Revolt. She said. Revolt again. (2014), by Alice Birch


Not or. Not really Or, there isn’t really an Or


I found this to be the most remarkable play in the series – as a play and as a text. There is nothing superfluous on the page; every space between lines, every punctuation mark, every capital letter serves a specific purpose and carries meaning. It’s not the first time a play text has been used where everything which appears on the page is a suggestion for performance (I wonder what was?) but it’s striking how it’s used here. As an example, a dash on a new line indicates a new speaker. This creates a certain amount of clarity but, like with Adam Barnard’s Buckets, it may not always be specified how many people are in a scene and who says the first line. An interpretation, a performance choice, still has to be made. Likewise, a full stop on a line of its own indicates a pause, but it’s up to someone else to determine how long that should be. And the use of capitals in ‘we’ll have More chocolate’ or ‘I’m Contracted to smile’ can indicate weight and evoke meaning which serves as a tool to the actor. It’s a fascinating text: always shifting, evolving and surprising.

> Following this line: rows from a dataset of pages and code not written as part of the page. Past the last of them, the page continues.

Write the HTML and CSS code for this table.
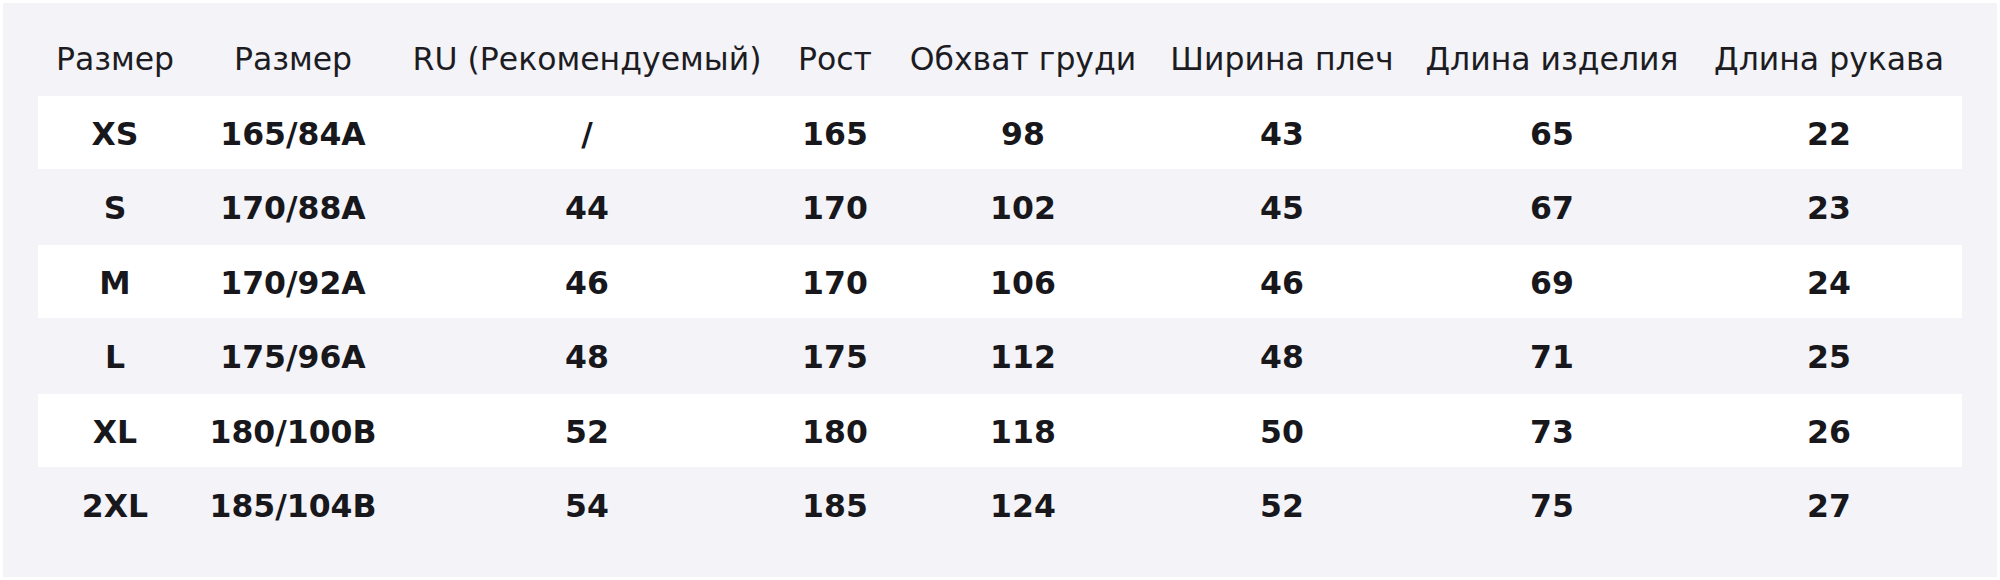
FILE: index.html
```html
<!DOCTYPE html>
<html lang="ru">
<head>
<meta charset="utf-8">
<title>Таблица размеров</title>
<link rel="stylesheet" href="styles.css">
</head>
<body>
<div class="sheet">
  <table class="sizes">
    <colgroup>
      <col class="c1"><col class="c2"><col class="c3"><col class="c4">
      <col class="c5"><col class="c6"><col class="c7"><col class="c8">
    </colgroup>
    <thead>
      <tr class="head">
        <th>Размер</th><th>Размер</th><th>RU (Рекомендуемый)</th><th>Рост</th>
        <th>Обхват груди</th><th>Ширина плеч</th><th>Длина изделия</th><th>Длина рукава</th>
      </tr>
    </thead>
    <tbody>
      <tr class="odd"><td>XS</td><td>165/84A</td><td>/</td><td>165</td><td>98</td><td>43</td><td>65</td><td>22</td></tr>
      <tr class="even"><td>S</td><td>170/88A</td><td>44</td><td>170</td><td>102</td><td>45</td><td>67</td><td>23</td></tr>
      <tr class="odd"><td>M</td><td>170/92A</td><td>46</td><td>170</td><td>106</td><td>46</td><td>69</td><td>24</td></tr>
      <tr class="even"><td>L</td><td>175/96A</td><td>48</td><td>175</td><td>112</td><td>48</td><td>71</td><td>25</td></tr>
      <tr class="odd"><td>XL</td><td>180/100B</td><td>52</td><td>180</td><td>118</td><td>50</td><td>73</td><td>26</td></tr>
      <tr class="even"><td>2XL</td><td>185/104B</td><td>54</td><td>185</td><td>124</td><td>52</td><td>75</td><td>27</td></tr>
    </tbody>
  </table>
</div>
</body>
</html>
```

FILE: styles.css
```css
html, body {
  margin: 0;
  padding: 0;
  background: #ffffff;
}

.sheet {
  margin: 3px;
  height: 574px;
  box-sizing: border-box;
  padding: 18px 35px 34px;
  background: #f3f3f8;
  font-family: "DejaVu Sans", "Liberation Sans", sans-serif;
  color: #17171c;
}

.sizes {
  width: 1924px;
  table-layout: fixed;
  border-collapse: separate;
  border-spacing: 0 2px;
}

.c1 { width: 154px; }
.c2 { width: 202px; }
.c3 { width: 386px; }
.c4 { width: 110px; }
.c5 { width: 266px; }
.c6 { width: 252px; }
.c7 { width: 288px; }
.c8 { width: 266px; }

.sizes th,
.sizes td {
  padding: 0;
  text-align: center;
  white-space: nowrap;
  font-size: 31.5px;
  line-height: 38px;
}

.head th {
  height: 71px;
  font-weight: normal;
  color: #1c1c22;
}

.sizes td {
  height: 72.5px;
  box-sizing: border-box;
  padding-top: 3px;
  font-weight: bold;
  color: #17171c;
}

.odd td { background: #ffffff; }
.even td { background: transparent; }
```
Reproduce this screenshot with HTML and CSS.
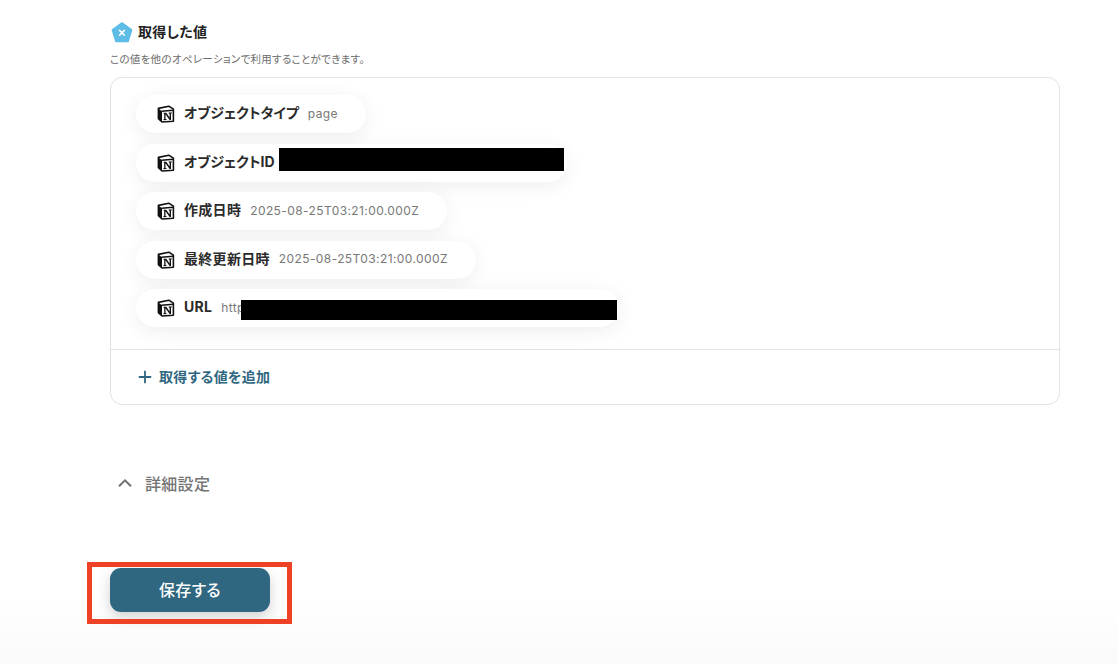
FILE: index.html
```html
<!DOCTYPE html>
<html lang="ja">
<head>
    <meta charset="UTF-8">
    <title>取得した値</title>
    <link rel="stylesheet" href="styles.css">
</head>
<body>
    <svg class="defs" width="0" height="0">
        <symbol id="notion" viewBox="0 0 18 18">
            <path d="M1.4 3.4 L11.8 1.2 L16.4 4.2 L16.4 16.2 L5 17 L1.4 13.6 Z" fill="#fff" stroke="#111" stroke-width="1.6" stroke-linejoin="round"/>
            <path d="M1.4 3.4 L5 6.2 L5 17 L1.4 13.6 Z" fill="#111"/>
            <path d="M4.6 6.2 L16.4 5.2" fill="none" stroke="#111" stroke-width="1.6"/>
            <path d="M6.6 7.8 L9.3 7.7 L12.6 12.6 L12.6 8.7 L11.7 8.5 L11.7 7.6 L15 7.4 L15 8.3 L14 8.6 L14 15 L12.6 15 L8.5 9.2 L8.5 14 L9.6 14.2 L9.6 15 L6.4 15.2 L6.4 14.3 L7.2 14.1 L7.2 8.8 L6.6 8.7 Z" fill="#111"/>
        </symbol>
    </svg>

    <main class="page">
        <div class="heading">
            <svg class="pentagon" viewBox="0 0 22 22" width="22" height="22">
                <path d="M11 2 L20.6 9 L17 20.4 L5 20.4 L1.4 9 Z" fill="#5dbde6" stroke="#5dbde6" stroke-width="1.6" stroke-linejoin="round"/>
                <path d="M8.6 9.4 L13.4 14.2 M13.4 9.4 L8.6 14.2" stroke="#fff" stroke-width="1.6" stroke-linecap="round"/>
            </svg>
            <h2>取得した値</h2>
        </div>
        <p class="sub">この値を他のオペレーションで利用することができます。</p>

        <section class="card">
            <div class="pills">
                <div class="pill">
                    <svg class="n-icon"><use href="#notion"/></svg>
                    <span class="key key-kana">オブジェクトタイプ</span>
                    <span class="val">page</span>
                </div>
                <div class="pill">
                    <svg class="n-icon"><use href="#notion"/></svg>
                    <span class="key key-kana">オブジェクトID</span>
                    <span class="redact redact-id"></span>
                </div>
                <div class="pill">
                    <svg class="n-icon"><use href="#notion"/></svg>
                    <span class="key">作成日時</span>
                    <span class="val">2025-08-25T03:21:00.000Z</span>
                </div>
                <div class="pill">
                    <svg class="n-icon"><use href="#notion"/></svg>
                    <span class="key">最終更新日時</span>
                    <span class="val">2025-08-25T03:21:00.000Z</span>
                </div>
                <div class="pill">
                    <svg class="n-icon"><use href="#notion"/></svg>
                    <span class="key">URL</span>
                    <span class="val">http</span>
                    <span class="redact redact-url"></span>
                </div>
            </div>
            <div class="add-row">
                <svg viewBox="0 0 14 14" width="14" height="14"><path d="M7 .8 V13.2 M.8 7 H13.2" stroke="#2f6781" stroke-width="1.8"/></svg>
                <span>取得する値を追加</span>
            </div>
        </section>

        <div class="details">
            <svg viewBox="0 0 16 10" width="16" height="10"><path d="M2 8.2 L8 2.4 L14 8.2" fill="none" stroke="#6f6f6f" stroke-width="2"/></svg>
            <span>詳細設定</span>
        </div>

        <div class="save-wrap">
            <button class="save">保存する</button>
            <div class="marker"></div>
        </div>
    </main>
</body>
</html>
```

FILE: styles.css
```css
*{
    margin:0;
    padding:0;
    box-sizing:border-box;
}
html,body{
    height:100%;
    overflow:hidden;
}
body{
    background:linear-gradient(#fff 0, #fff 600px, #fafafa 664px);
    font-family:Inter,"Noto Sans CJK JP",sans-serif;
    font-feature-settings:"palt";
    color:#222;
}
.defs{
    position:absolute;
}
.page{
    width:950px;
    margin-left:110px;
    padding-top:21px;
}
.heading{
    display:flex;
    align-items:center;
    gap:5px;
    height:22px;
    margin-left:1px;
}
.heading h2{
    font-size:14px;
    font-weight:700;
    line-height:22px;
    letter-spacing:.3px;
    color:#222;
}
.sub{
    margin-top:9px;
    font-size:10.5px;
    line-height:15px;
    letter-spacing:.3px;
    color:#6b6b6b;
}
.card{
    margin-top:10px;
    height:328px;
    border:1px solid #e2e2e2;
    border-radius:12px;
    display:flex;
    flex-direction:column;
}
.pills{
    height:272px;
    padding:17px 0 0 25px;
    display:flex;
    flex-direction:column;
    align-items:flex-start;
    gap:10.5px;
    border-bottom:1px solid #e2e2e2;
}
.pill{
    display:flex;
    align-items:center;
    height:38px;
    padding:0 28px 0 21px;
    border-radius:19px;
    background:#fff;
    box-shadow:0 4px 20px rgba(0,0,0,.07);
    white-space:nowrap;
}
.n-icon{
    width:18px;
    height:18px;
    margin-right:9px;
    flex:none;
}
.key{
    font-size:14px;
    font-weight:700;
    letter-spacing:.3px;
    line-height:18px;
    margin-top:-2px;
    color:#2b2b2b;
}
.key-kana{
    letter-spacing:0;
}
.val{
    margin-left:9px;
    font-size:12px;
    letter-spacing:.4px;
    line-height:16px;
    margin-top:-1px;
    color:#777;
}
.redact{
    display:block;
    background:#000;
}
.redact-id{
    width:285px;
    height:23px;
    margin:-6px -25px 0 4px;
}
.redact-url{
    width:376px;
    height:20px;
    margin:4px -26px 0 -4px;
}
.add-row{
    flex:1;
    display:flex;
    align-items:center;
    gap:7px;
    padding-left:27px;
    font-size:14px;
    font-weight:700;
    letter-spacing:.3px;
    color:#2f6781;
}
.add-row span{
    margin-top:-3px;
}
.details{
    display:flex;
    align-items:center;
    gap:12px;
    margin-top:66px;
    padding-left:7px;
    height:24px;
    font-size:16px;
    font-weight:500;
    letter-spacing:.3px;
    color:#747474;
}
.save-wrap{
    position:relative;
    width:160px;
    margin-top:73px;
}
.save{
    display:block;
    width:160px;
    height:44px;
    padding-bottom:2px;
    border:none;
    border-radius:11px;
    background:#2f6781;
    color:#fff;
    font-family:inherit;
    font-feature-settings:inherit;
    font-size:16px;
    font-weight:500;
    letter-spacing:.3px;
    box-shadow:0 5px 14px rgba(0,0,0,.18);
}
/* annotation frame over the button */
.marker{
    position:absolute;
    left:-23px;
    top:-6px;
    width:205px;
    height:62px;
    border:5px solid #ee4125;
}
```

In the play, Birch explores the language of sexism, the roles handed out to women, and the prescribed behaviours entrenched in society. It’s a play which scrutinises, in the most fun and unruliest ways possible, the forces which shape women’s lives. There’s no wonder why it’s been a hit in fringe and student theatre in recent years, and more time and attention should be given to it before writing about it in more detail. But, for the sake of summarising, it’s a bold and fearless play, written in the spirit of the festival.